_DATA SECTION_:
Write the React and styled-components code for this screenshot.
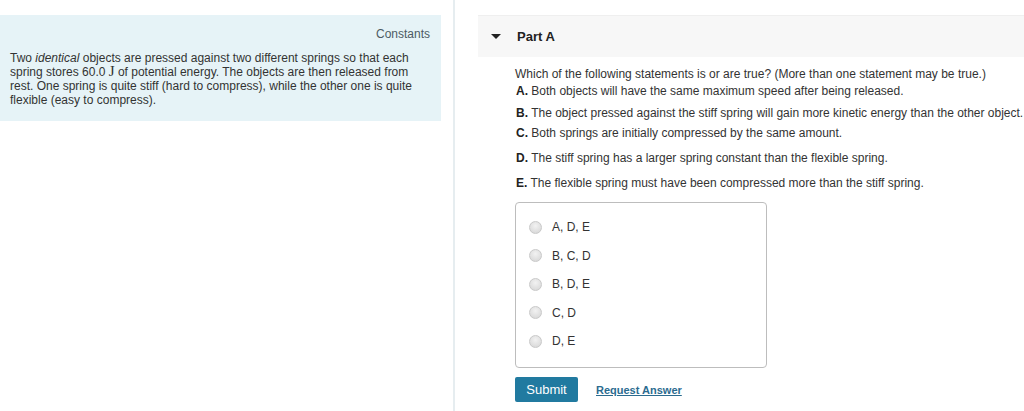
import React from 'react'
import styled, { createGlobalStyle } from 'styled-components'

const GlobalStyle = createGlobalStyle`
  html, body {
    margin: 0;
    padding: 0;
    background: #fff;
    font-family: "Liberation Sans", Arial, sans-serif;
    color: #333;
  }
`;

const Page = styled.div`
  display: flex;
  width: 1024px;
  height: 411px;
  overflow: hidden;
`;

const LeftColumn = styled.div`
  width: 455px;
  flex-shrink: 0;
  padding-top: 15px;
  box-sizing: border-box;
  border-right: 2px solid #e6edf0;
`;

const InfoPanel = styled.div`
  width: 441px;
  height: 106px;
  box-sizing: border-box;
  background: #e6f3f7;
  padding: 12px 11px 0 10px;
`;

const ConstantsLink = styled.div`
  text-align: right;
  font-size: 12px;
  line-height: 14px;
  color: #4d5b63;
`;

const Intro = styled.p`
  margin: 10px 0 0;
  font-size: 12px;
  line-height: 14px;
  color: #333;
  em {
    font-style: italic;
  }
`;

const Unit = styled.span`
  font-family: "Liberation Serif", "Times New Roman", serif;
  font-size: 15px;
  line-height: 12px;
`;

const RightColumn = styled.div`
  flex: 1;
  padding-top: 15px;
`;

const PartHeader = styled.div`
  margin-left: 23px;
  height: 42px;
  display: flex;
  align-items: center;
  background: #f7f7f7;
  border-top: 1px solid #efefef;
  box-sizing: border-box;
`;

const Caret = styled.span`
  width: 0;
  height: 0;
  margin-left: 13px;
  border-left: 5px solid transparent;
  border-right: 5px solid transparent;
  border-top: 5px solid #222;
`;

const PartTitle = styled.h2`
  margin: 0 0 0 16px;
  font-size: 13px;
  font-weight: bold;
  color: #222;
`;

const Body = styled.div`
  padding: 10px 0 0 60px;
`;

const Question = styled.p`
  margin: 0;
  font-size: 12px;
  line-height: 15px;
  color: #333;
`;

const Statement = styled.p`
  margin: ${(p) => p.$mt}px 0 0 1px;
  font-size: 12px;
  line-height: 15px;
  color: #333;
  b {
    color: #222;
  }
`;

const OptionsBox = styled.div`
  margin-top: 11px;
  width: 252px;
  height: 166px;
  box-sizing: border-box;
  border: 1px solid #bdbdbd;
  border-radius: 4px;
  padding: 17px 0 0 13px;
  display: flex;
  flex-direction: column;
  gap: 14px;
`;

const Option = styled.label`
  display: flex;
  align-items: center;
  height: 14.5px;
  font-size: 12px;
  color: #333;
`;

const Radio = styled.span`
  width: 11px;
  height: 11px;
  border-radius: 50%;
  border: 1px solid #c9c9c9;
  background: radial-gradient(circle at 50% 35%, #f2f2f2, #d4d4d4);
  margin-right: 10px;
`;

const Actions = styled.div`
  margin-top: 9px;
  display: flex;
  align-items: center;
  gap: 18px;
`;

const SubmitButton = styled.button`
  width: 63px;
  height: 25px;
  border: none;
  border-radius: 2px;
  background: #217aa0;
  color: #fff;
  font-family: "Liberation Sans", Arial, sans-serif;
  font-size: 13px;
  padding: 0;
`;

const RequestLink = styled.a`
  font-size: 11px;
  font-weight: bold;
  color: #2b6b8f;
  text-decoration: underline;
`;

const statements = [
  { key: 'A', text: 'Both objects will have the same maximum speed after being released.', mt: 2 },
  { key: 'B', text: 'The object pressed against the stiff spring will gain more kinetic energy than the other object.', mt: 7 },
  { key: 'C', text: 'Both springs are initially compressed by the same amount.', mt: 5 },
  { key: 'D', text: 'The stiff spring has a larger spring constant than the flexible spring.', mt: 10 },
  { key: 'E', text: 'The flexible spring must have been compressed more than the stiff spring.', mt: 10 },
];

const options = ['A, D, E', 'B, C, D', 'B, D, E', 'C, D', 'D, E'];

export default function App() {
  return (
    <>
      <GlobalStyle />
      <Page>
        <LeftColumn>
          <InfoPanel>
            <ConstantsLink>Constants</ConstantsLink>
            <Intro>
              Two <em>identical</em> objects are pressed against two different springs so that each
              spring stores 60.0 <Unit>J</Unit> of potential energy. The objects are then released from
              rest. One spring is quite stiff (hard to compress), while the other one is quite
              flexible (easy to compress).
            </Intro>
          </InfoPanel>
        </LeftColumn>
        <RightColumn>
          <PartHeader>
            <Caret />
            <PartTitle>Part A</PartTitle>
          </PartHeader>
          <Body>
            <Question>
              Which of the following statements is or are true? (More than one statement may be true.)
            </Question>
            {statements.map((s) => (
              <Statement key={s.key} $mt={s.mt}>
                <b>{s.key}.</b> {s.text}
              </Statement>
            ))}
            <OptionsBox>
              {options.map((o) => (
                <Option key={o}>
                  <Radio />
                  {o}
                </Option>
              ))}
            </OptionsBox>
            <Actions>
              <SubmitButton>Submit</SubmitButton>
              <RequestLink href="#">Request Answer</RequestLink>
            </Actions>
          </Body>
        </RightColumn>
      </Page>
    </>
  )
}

_GOAL OF THE EXERCISE_: Reproduce each line exactly as it appears, omitting the pictures.

_SOLUTION TO THIS PROBLEM_:
Write the React and styled-components code for this screenshot.
import React from 'react'
import styled, { createGlobalStyle } from 'styled-components'

const GlobalStyle = createGlobalStyle`
  html, body {
    margin: 0;
    padding: 0;
    background: #fff;
    font-family: "Liberation Sans", Arial, sans-serif;
    color: #333;
  }
`;

const Page = styled.div`
  display: flex;
  width: 1024px;
  height: 411px;
  overflow: hidden;
`;

const LeftColumn = styled.div`
  width: 455px;
  flex-shrink: 0;
  padding-top: 15px;
  box-sizing: border-box;
  border-right: 2px solid #e6edf0;
`;

const InfoPanel = styled.div`
  width: 441px;
  height: 106px;
  box-sizing: border-box;
  background: #e6f3f7;
  padding: 12px 11px 0 10px;
`;

const ConstantsLink = styled.div`
  text-align: right;
  font-size: 12px;
  line-height: 14px;
  color: #4d5b63;
`;

const Intro = styled.p`
  margin: 10px 0 0;
  font-size: 12px;
  line-height: 14px;
  color: #333;
  em {
    font-style: italic;
  }
`;

const Unit = styled.span`
  font-family: "Liberation Serif", "Times New Roman", serif;
  font-size: 15px;
  line-height: 12px;
`;

const RightColumn = styled.div`
  flex: 1;
  padding-top: 15px;
`;

const PartHeader = styled.div`
  margin-left: 23px;
  height: 42px;
  display: flex;
  align-items: center;
  background: #f7f7f7;
  border-top: 1px solid #efefef;
  box-sizing: border-box;
`;

const Caret = styled.span`
  width: 0;
  height: 0;
  margin-left: 13px;
  border-left: 5px solid transparent;
  border-right: 5px solid transparent;
  border-top: 5px solid #222;
`;

const PartTitle = styled.h2`
  margin: 0 0 0 16px;
  font-size: 13px;
  font-weight: bold;
  color: #222;
`;

const Body = styled.div`
  padding: 10px 0 0 60px;
`;

const Question = styled.p`
  margin: 0;
  font-size: 12px;
  line-height: 15px;
  color: #333;
`;

const Statement = styled.p`
  margin: ${(p) => p.$mt}px 0 0 1px;
  font-size: 12px;
  line-height: 15px;
  color: #333;
  b {
    color: #222;
  }
`;

const OptionsBox = styled.div`
  margin-top: 11px;
  width: 252px;
  height: 166px;
  box-sizing: border-box;
  border: 1px solid #bdbdbd;
  border-radius: 4px;
  padding: 17px 0 0 13px;
  display: flex;
  flex-direction: column;
  gap: 14px;
`;

const Option = styled.label`
  display: flex;
  align-items: center;
  height: 14.5px;
  font-size: 12px;
  color: #333;
`;

const Radio = styled.span`
  width: 11px;
  height: 11px;
  border-radius: 50%;
  border: 1px solid #c9c9c9;
  background: radial-gradient(circle at 50% 35%, #f2f2f2, #d4d4d4);
  margin-right: 10px;
`;

const Actions = styled.div`
  margin-top: 9px;
  display: flex;
  align-items: center;
  gap: 18px;
`;

const SubmitButton = styled.button`
  width: 63px;
  height: 25px;
  border: none;
  border-radius: 2px;
  background: #217aa0;
  color: #fff;
  font-family: "Liberation Sans", Arial, sans-serif;
  font-size: 13px;
  padding: 0;
`;

const RequestLink = styled.a`
  font-size: 11px;
  font-weight: bold;
  color: #2b6b8f;
  text-decoration: underline;
`;

const statements = [
  { key: 'A', text: 'Both objects will have the same maximum speed after being released.', mt: 2 },
  { key: 'B', text: 'The object pressed against the stiff spring will gain more kinetic energy than the other object.', mt: 7 },
  { key: 'C', text: 'Both springs are initially compressed by the same amount.', mt: 5 },
  { key: 'D', text: 'The stiff spring has a larger spring constant than the flexible spring.', mt: 10 },
  { key: 'E', text: 'The flexible spring must have been compressed more than the stiff spring.', mt: 10 },
];

const options = ['A, D, E', 'B, C, D', 'B, D, E', 'C, D', 'D, E'];

export default function App() {
  return (
    <>
      <GlobalStyle />
      <Page>
        <LeftColumn>
          <InfoPanel>
            <ConstantsLink>Constants</ConstantsLink>
            <Intro>
              Two <em>identical</em> objects are pressed against two different springs so that each
              spring stores 60.0 <Unit>J</Unit> of potential energy. The objects are then released from
              rest. One spring is quite stiff (hard to compress), while the other one is quite
              flexible (easy to compress).
            </Intro>
          </InfoPanel>
        </LeftColumn>
        <RightColumn>
          <PartHeader>
            <Caret />
            <PartTitle>Part A</PartTitle>
          </PartHeader>
          <Body>
            <Question>
              Which of the following statements is or are true? (More than one statement may be true.)
            </Question>
            {statements.map((s) => (
              <Statement key={s.key} $mt={s.mt}>
                <b>{s.key}.</b> {s.text}
              </Statement>
            ))}
            <OptionsBox>
              {options.map((o) => (
                <Option key={o}>
                  <Radio />
                  {o}
                </Option>
              ))}
            </OptionsBox>
            <Actions>
              <SubmitButton>Submit</SubmitButton>
              <RequestLink href="#">Request Answer</RequestLink>
            </Actions>
          </Body>
        </RightColumn>
      </Page>
    </>
  )
}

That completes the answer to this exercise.